■ REQUIREMENT ■
Return the whole listing, line for line, without the pictures in it.

■ DATA EXCERPT ■
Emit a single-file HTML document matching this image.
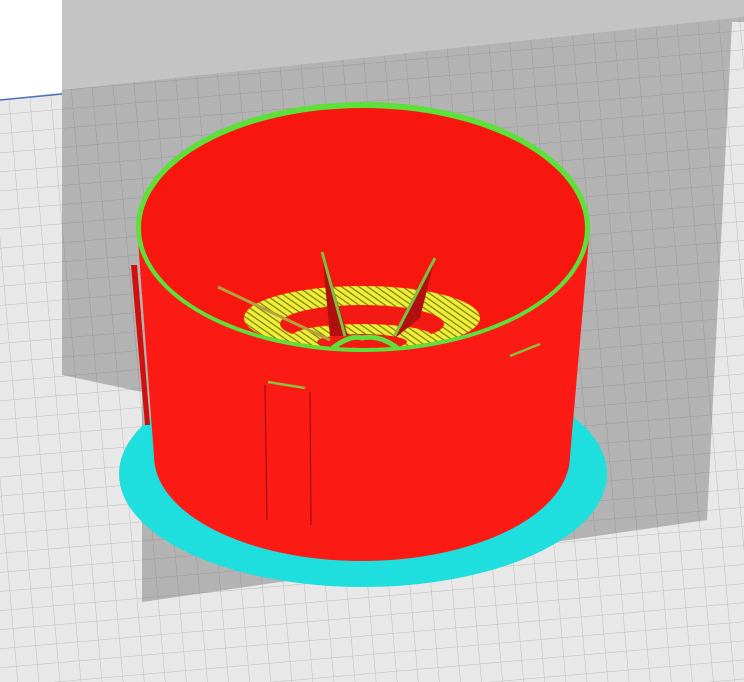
<!DOCTYPE html>
<html><head><style>html,body{margin:0;padding:0;width:744px;height:682px;overflow:hidden;background:#e9e9e9}</style></head>
<body>
<svg width="744" height="682" viewBox="0 0 744 682" xmlns="http://www.w3.org/2000/svg">
<defs>
<pattern id="g" width="21" height="19" patternUnits="userSpaceOnUse" patternTransform="rotate(-5)">
<rect width="21" height="19" fill="#e8e8e8"/>
<path d="M0 0H21M0 0V19" stroke="#bdbdbd" stroke-width="1"/>
</pattern>
<pattern id="yl" width="5" height="5" patternUnits="userSpaceOnUse" patternTransform="rotate(35)">
<rect width="5" height="5" fill="#efef38"/><path d="M0 4H5" stroke="#7a7a10" stroke-width="1.2"/>
</pattern>
<clipPath id="inner"><ellipse cx="363" cy="228" rx="222" ry="120"/></clipPath>
</defs>
<rect width="744" height="682" fill="url(#g)"/>
<polygon points="0,0 62,0 62,92 0,100" fill="#ffffff"/>
<line x1="0" y1="100" x2="62" y2="94" stroke="#4a6fc0" stroke-width="1.5"/>
<polygon points="62,0 744,0 744,17 62,90" fill="#c4c4c4"/>
<polygon points="62,90 744,17 744,22 732,22 707,520 142,602 142,392 62,375" fill="#6a6a6a" opacity="0.42"/>
<ellipse cx="363" cy="474" rx="244" ry="113" fill="#1fdede"/>
<path d="M137 227 L154 456 A208 105 0 0 0 570 456 L590 227 Z" fill="#fb1a14"/>
<path d="M131 265 L137 265 L150 425 L145 425 Z" fill="#d0100c"/>
<ellipse cx="363" cy="227" rx="227" ry="125" fill="#5de03a"/>
<ellipse cx="363" cy="228" rx="222" ry="120" fill="#f8170f"/>
<g clip-path="url(#inner)">
<ellipse cx="362" cy="318" rx="118" ry="32" fill="url(#yl)"/>
<ellipse cx="362" cy="324" rx="82" ry="19" fill="#f21a12"/>
<ellipse cx="362" cy="336" rx="70" ry="12" fill="url(#yl)"/>
<ellipse cx="362" cy="342" rx="45" ry="8" fill="#f21a12"/>
<path d="M218 287 L330 340" stroke="#b5a040" stroke-width="3"/>
<path d="M322 252 L348 336 L330 336 Z" fill="#b01010"/>
<path d="M322 252 L345 336" stroke="#7dbf40" stroke-width="3"/>
<path d="M435 258 L395 338 L420 318 Z" fill="#b01010"/>
<path d="M435 258 L395 335" stroke="#7dbf40" stroke-width="3"/>
<path d="M330 350 Q350 334 362 338 Q380 334 400 350" fill="none" stroke="#5de03a" stroke-width="5"/>
</g>
<path d="M510 356 L540 344" stroke="#8fbf40" stroke-width="2.5"/>
<path d="M268 382 L305 388" stroke="#8fbf40" stroke-width="2.5"/>
<path d="M265 385 L267 520 M310 392 L311 525" stroke="#8a0c08" stroke-width="1"/>
</svg>
</body></html>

■ FINAL ANSWER ■
Emit a single-file HTML document matching this image.
<!DOCTYPE html>
<html><head><style>html,body{margin:0;padding:0;width:744px;height:682px;overflow:hidden;background:#e9e9e9}</style></head>
<body>
<svg width="744" height="682" viewBox="0 0 744 682" xmlns="http://www.w3.org/2000/svg">
<defs>
<pattern id="g" width="21" height="19" patternUnits="userSpaceOnUse" patternTransform="rotate(-5)">
<rect width="21" height="19" fill="#e8e8e8"/>
<path d="M0 0H21M0 0V19" stroke="#bdbdbd" stroke-width="1"/>
</pattern>
<pattern id="yl" width="5" height="5" patternUnits="userSpaceOnUse" patternTransform="rotate(35)">
<rect width="5" height="5" fill="#efef38"/><path d="M0 4H5" stroke="#7a7a10" stroke-width="1.2"/>
</pattern>
<clipPath id="inner"><ellipse cx="363" cy="228" rx="222" ry="120"/></clipPath>
</defs>
<rect width="744" height="682" fill="url(#g)"/>
<polygon points="0,0 62,0 62,92 0,100" fill="#ffffff"/>
<line x1="0" y1="100" x2="62" y2="94" stroke="#4a6fc0" stroke-width="1.5"/>
<polygon points="62,0 744,0 744,17 62,90" fill="#c4c4c4"/>
<polygon points="62,90 744,17 744,22 732,22 707,520 142,602 142,392 62,375" fill="#6a6a6a" opacity="0.42"/>
<ellipse cx="363" cy="474" rx="244" ry="113" fill="#1fdede"/>
<path d="M137 227 L154 456 A208 105 0 0 0 570 456 L590 227 Z" fill="#fb1a14"/>
<path d="M131 265 L137 265 L150 425 L145 425 Z" fill="#d0100c"/>
<ellipse cx="363" cy="227" rx="227" ry="125" fill="#5de03a"/>
<ellipse cx="363" cy="228" rx="222" ry="120" fill="#f8170f"/>
<g clip-path="url(#inner)">
<ellipse cx="362" cy="318" rx="118" ry="32" fill="url(#yl)"/>
<ellipse cx="362" cy="324" rx="82" ry="19" fill="#f21a12"/>
<ellipse cx="362" cy="336" rx="70" ry="12" fill="url(#yl)"/>
<ellipse cx="362" cy="342" rx="45" ry="8" fill="#f21a12"/>
<path d="M218 287 L330 340" stroke="#b5a040" stroke-width="3"/>
<path d="M322 252 L348 336 L330 336 Z" fill="#b01010"/>
<path d="M322 252 L345 336" stroke="#7dbf40" stroke-width="3"/>
<path d="M435 258 L395 338 L420 318 Z" fill="#b01010"/>
<path d="M435 258 L395 335" stroke="#7dbf40" stroke-width="3"/>
<path d="M330 350 Q350 334 362 338 Q380 334 400 350" fill="none" stroke="#5de03a" stroke-width="5"/>
</g>
<path d="M510 356 L540 344" stroke="#8fbf40" stroke-width="2.5"/>
<path d="M268 382 L305 388" stroke="#8fbf40" stroke-width="2.5"/>
<path d="M265 385 L267 520 M310 392 L311 525" stroke="#8a0c08" stroke-width="1"/>
</svg>
</body></html>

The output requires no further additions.